Julie-Ann Kerin, MD and CEO of CSG (Copyright: Resellernews)

The provider of managed print solutions has reported a significant drop in profits for the six months concluding 2017.

According to ARN, the company “has reported a net profit after tax declined 136 percent to a $3 million loss (€1.9 million), with underlying net profit after tax down by 83 percent, reporting $1.4 million (€892,521), for the six months ending 2017.”

In addition, the company’s earnings before tax, depreciation and amortisation were down by “67 percent year-on-year for the period”, at $4.6 million (€2.9 million).

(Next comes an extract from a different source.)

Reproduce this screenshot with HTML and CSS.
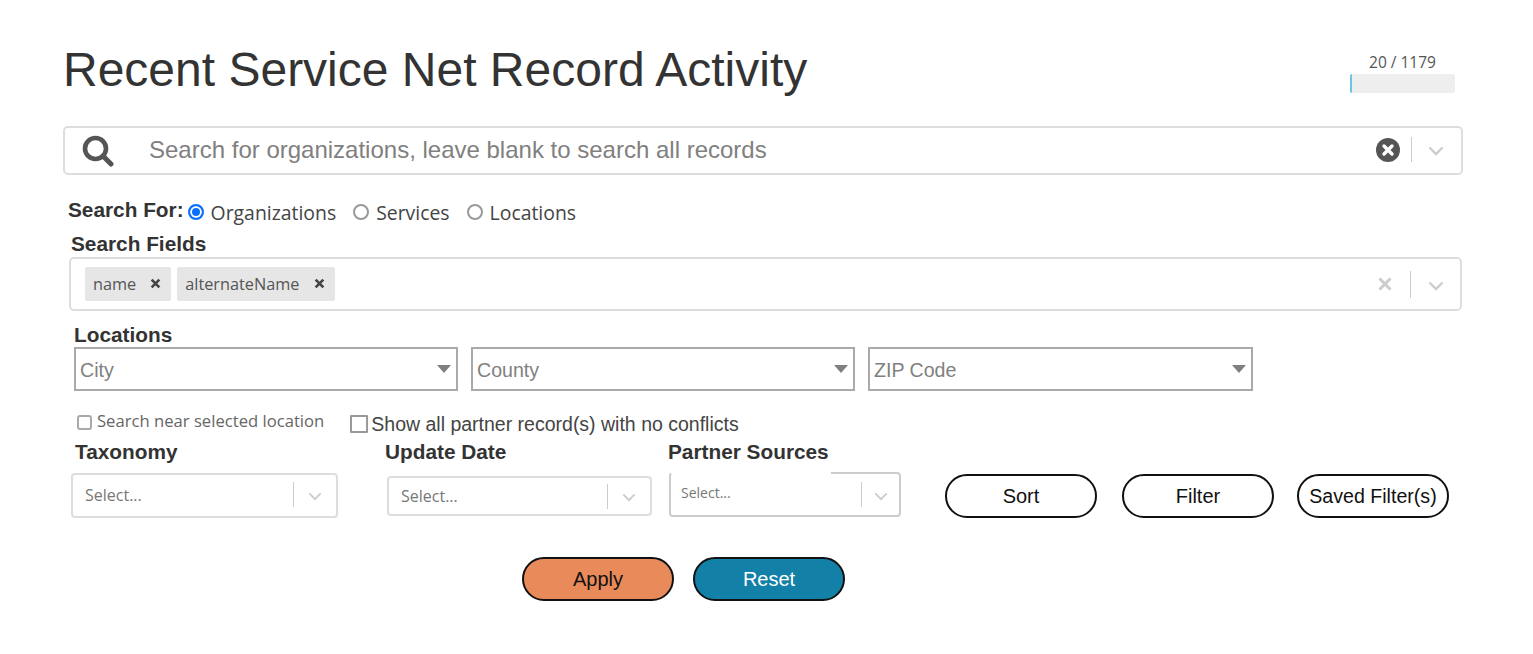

The total revenue for the period was reported at $117.2 million (€74.7 million), with New Zealand revenue reaching $58.6 million (€37.3 million) and Australian revenue slightly lower.

CSG informed shareholders today that “print equipment revenue was impacted by changes to the sales force and sales incentive programs to drive growth in the technology business.”

However, technology subscription seats rose by roughly 235 percent in Australia and approximately 31 percent in New Zealand.

“Although the financial results in 1H FY2018 are disappointing, CSG continues to execute against its strategic and operational objectives to become a leading technology-as-a-subscription provider in Australia and New Zealand,” said Julie-Ann Kerin, CSG managing director and CEO.

“We are pleased with the strong growth that we continue to see in technology with high value subscription seats closing at 19,184 as at 31 December 2017, representing organic growth of 44 per cent relative to the prior corresponding period.

“We expect the technology business to represent approximately 25 per cent of revenue in FY2018 and we are confident that our technology-as-a-subscription strategy has enormous growth potential.”

During 2H, CSG “plans to focus on growing the Managed IT services business and execute in the Digital Display business.”